Undertaking a placement abroad was a once-in-a-lifetime opportunity to experience a different country's healthcare system and culture. So, I travelled to Dar es Salaam with Work the World.
I chose Dar es Salaam because I sponsor a child in Tanzania and this was probably my only chance to visit her. When I discussed this with Work the World staff before my departure, they reassured me that my weekends were free to travel and explore.
Before I left for Tanzania, the Work the World team and I discussed my placement and what I should expect. I threw them challenges with my unusual course and set of interests, but Work the World brilliantly tailored my placement to suit my clinical interests. We agreed that over my two-week placement I’d spend time in three departments, covering different elements of paediatrics, public health and maternity care.
The time between registering onto the programme and stepping onto the plane went so quickly!
I was nervous to travel on my own. But with the help of Work the World it was much easier than expected. I always felt safe.
When I arrived in country, I met a student who landed at a similar time to me. We had an induction from the Work the World team who put us at ease with their friendly nature and great advice.
The team and the other students at the house made it so easy to settle in. It was the first time I had travelled abroad alone, and I was nervous. But it turned out I didn't need to worry. The staff in the house were always friendly, helpful and so much fun! They were always around when we needed to ask a question or wanted a chat.
On my first day, the students in the house took me under their wing and we went together on a trip to Kariakoo market. Fully immersing myself in local culture from the get go was amazing. Thankfully, the other students had a few weeks experience (and a bit of Swahili) under their belts already.
The weekly barbeque nights were a highlight. Eating together with all the students and staff and having a dance with them bonded us. I also enjoyed our weekly Swahili lessons—the teacher had so much knowledge and experience, making the lessons really enjoyable.
When I first stepped into my placement hospital, the differences hit me straight away. I reflected on how differently local staff worked and how patients were treated compared with at home in the UK. But it was important to remember the healthcare system in Tanzania was still developing, and resources were low.

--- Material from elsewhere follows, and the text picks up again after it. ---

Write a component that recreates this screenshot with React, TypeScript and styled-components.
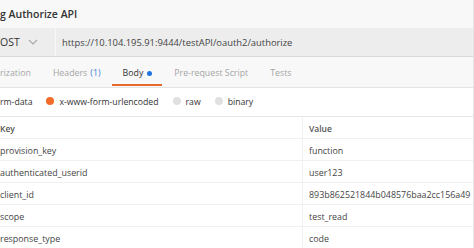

Departments ran with very few staff, and they were focussed on delivering the treatment required with minimal resources. Patients had to pay for care and also had to bring certain medical supplies with them to the hospital.
Patients were grateful to be seen by a doctor or a nurse even though standards were so different to what we would accept in the UK. It challenged my view on what ‘acceptable’ care looked like, and how grateful we should be for the NHS.
Every evening, when I returned to the house from placement, it was great to chat with the other students about what we had each been up to that day.
Although we were studying different things and based in different departments, the surprises in the hospital were real for all of us. I appreciated discussing the highlights and challenges of placement with people who were in the same boat as me.
The patients I cared for spoke only Swahili, but most of the local staff had a good level of English. The staff involved me in clinical tasks and taught me how they did things. I got to be as involved as I felt comfortable with, and although I was only there for a short time I built good working relationships with the doctors and nurses.
In the Paediatric Outpatient Department, I registered patients, learned how to ask essential questions in Swahili, and input answers into the department's computer system. I also measured children's vital signs and weighed them before they saw the doctors.
In the neonatal ward, I prepared equipment, fed babies, provided hygiene care, and assisted doctors on their rounds.
Finally, on the labour ward, I observed midwives delivering babies, assisted in administering medication, and catheterised patients. I spoke very little Swahili, but it was amazing how I could connect with patients through basic phrases, gestures and facial expressions alone.
I only had one full weekend during my two weeks in Tanzania, and I had already planned to travel to another city to visit my sponsor child. The other housemates that had more weekends to spare travelled to places like Zanzibar Island or on safari.
I did get to spend some time exploring with my housemates. My favourite trip was on my very last day, my housemates and I took a boat to Bongoyo—a beautiful deserted island. We then went and had an incredible dinner whilst listening to a live band by the ocean.
I would encourage anyone considering a placement with Work the World to just do it. It was an incredible experience, and although I went alone I met some amazing people. I came home with some great stories to share with family and friends.
Since being back in the UK, I have had the opportunity to share my learning with colleagues and university lecturers and have even been invited to speak at an interprofessional training event.
In the end the most important lessons I learnt were about who I was as a person and what I was capable of. And I came away feeling a deep appreciation for what I have at home, both personally and professionally.